Exercise details |
Say how many lines of these entries include the word "that", and answer with the number alone.

[Stored data]
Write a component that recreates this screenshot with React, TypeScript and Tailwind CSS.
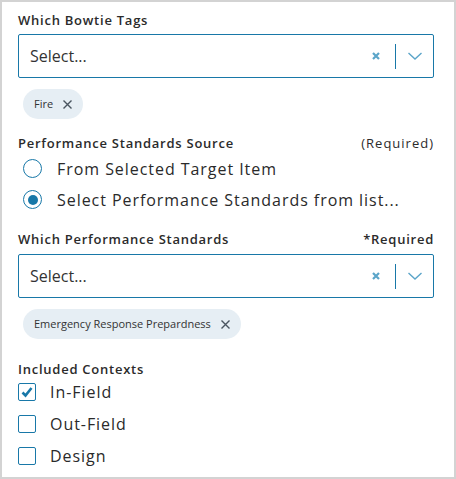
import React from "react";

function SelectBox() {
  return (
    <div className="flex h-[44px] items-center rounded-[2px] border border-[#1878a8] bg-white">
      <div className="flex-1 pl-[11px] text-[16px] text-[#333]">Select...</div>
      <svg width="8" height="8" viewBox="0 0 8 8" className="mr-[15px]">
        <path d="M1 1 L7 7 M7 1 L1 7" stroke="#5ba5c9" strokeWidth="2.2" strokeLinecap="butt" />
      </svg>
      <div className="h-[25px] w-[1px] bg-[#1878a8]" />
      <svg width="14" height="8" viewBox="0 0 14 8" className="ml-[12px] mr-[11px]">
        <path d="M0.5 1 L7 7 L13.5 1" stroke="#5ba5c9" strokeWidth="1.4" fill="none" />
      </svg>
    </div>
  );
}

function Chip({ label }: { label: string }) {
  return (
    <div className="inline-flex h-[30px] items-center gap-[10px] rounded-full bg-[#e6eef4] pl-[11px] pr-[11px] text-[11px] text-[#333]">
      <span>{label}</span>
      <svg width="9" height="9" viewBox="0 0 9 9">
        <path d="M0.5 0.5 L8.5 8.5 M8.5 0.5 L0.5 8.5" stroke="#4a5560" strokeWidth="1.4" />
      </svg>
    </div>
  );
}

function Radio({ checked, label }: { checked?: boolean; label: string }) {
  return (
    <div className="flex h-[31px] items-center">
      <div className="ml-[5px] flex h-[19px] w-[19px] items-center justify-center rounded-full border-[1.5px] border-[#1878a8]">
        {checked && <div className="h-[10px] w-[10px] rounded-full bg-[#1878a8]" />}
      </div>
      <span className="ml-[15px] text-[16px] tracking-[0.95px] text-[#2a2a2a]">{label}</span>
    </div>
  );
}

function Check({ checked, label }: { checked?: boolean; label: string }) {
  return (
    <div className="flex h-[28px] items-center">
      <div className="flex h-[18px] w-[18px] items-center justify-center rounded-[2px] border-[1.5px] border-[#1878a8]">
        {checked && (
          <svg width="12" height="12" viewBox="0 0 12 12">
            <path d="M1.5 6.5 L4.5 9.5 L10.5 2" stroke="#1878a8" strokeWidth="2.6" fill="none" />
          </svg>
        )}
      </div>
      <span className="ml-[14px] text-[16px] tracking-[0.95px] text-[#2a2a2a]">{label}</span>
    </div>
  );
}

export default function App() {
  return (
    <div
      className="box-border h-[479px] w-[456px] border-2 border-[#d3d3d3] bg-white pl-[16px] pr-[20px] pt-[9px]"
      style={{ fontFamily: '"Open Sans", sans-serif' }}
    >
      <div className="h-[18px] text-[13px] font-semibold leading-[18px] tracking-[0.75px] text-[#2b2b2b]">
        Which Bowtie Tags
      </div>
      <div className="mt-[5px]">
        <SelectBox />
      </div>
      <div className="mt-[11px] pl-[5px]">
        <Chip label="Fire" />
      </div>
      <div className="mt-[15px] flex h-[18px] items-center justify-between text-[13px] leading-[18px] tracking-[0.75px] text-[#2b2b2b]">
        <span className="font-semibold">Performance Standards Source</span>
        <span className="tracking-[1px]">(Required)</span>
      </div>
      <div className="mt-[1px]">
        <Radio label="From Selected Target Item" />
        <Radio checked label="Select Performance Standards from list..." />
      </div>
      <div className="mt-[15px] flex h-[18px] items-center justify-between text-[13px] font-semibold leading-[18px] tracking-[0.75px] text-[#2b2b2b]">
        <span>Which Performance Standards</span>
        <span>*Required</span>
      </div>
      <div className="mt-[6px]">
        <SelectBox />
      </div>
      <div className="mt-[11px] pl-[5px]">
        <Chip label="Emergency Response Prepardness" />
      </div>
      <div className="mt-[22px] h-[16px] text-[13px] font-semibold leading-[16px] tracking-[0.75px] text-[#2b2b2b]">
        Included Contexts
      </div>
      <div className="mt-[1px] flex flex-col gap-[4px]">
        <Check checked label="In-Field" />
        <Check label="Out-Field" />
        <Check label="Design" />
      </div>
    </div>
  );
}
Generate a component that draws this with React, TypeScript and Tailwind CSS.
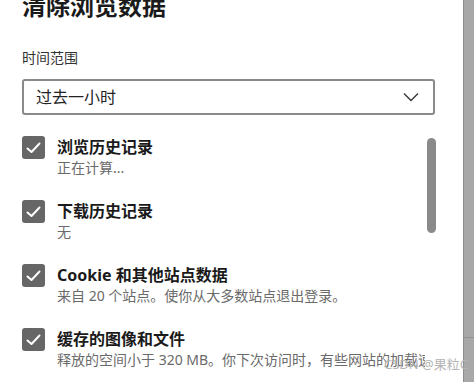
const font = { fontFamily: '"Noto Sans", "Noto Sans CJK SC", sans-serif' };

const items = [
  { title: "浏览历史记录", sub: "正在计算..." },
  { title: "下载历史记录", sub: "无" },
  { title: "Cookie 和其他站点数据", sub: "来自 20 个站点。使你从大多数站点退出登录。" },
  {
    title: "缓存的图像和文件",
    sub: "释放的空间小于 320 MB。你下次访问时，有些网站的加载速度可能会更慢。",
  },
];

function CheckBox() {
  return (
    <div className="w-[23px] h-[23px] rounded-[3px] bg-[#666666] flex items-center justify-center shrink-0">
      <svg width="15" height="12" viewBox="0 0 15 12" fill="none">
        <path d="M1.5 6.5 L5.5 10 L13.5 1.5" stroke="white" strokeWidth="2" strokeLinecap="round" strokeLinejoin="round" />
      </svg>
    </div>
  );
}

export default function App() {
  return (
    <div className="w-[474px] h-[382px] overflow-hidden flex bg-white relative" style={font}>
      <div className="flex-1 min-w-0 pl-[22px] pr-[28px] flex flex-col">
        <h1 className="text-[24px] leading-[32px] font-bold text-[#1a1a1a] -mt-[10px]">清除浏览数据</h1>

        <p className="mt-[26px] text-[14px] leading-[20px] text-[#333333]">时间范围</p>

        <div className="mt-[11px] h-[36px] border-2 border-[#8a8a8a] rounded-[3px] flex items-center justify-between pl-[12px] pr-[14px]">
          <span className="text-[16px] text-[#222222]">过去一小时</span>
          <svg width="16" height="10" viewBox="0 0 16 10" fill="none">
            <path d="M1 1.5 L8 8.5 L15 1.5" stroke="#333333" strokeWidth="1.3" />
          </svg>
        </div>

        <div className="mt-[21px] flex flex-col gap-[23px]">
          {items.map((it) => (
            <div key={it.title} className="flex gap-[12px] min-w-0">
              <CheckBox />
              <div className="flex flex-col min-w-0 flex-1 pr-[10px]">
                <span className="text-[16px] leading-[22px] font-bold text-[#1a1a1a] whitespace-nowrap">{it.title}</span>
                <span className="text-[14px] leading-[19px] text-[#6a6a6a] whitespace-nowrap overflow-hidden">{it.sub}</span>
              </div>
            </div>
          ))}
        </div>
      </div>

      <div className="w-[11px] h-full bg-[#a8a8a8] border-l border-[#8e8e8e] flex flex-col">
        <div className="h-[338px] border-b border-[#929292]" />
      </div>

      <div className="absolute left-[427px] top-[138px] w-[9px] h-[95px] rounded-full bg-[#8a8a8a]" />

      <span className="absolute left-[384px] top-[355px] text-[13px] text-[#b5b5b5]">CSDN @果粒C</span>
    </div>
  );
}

Written answer |
2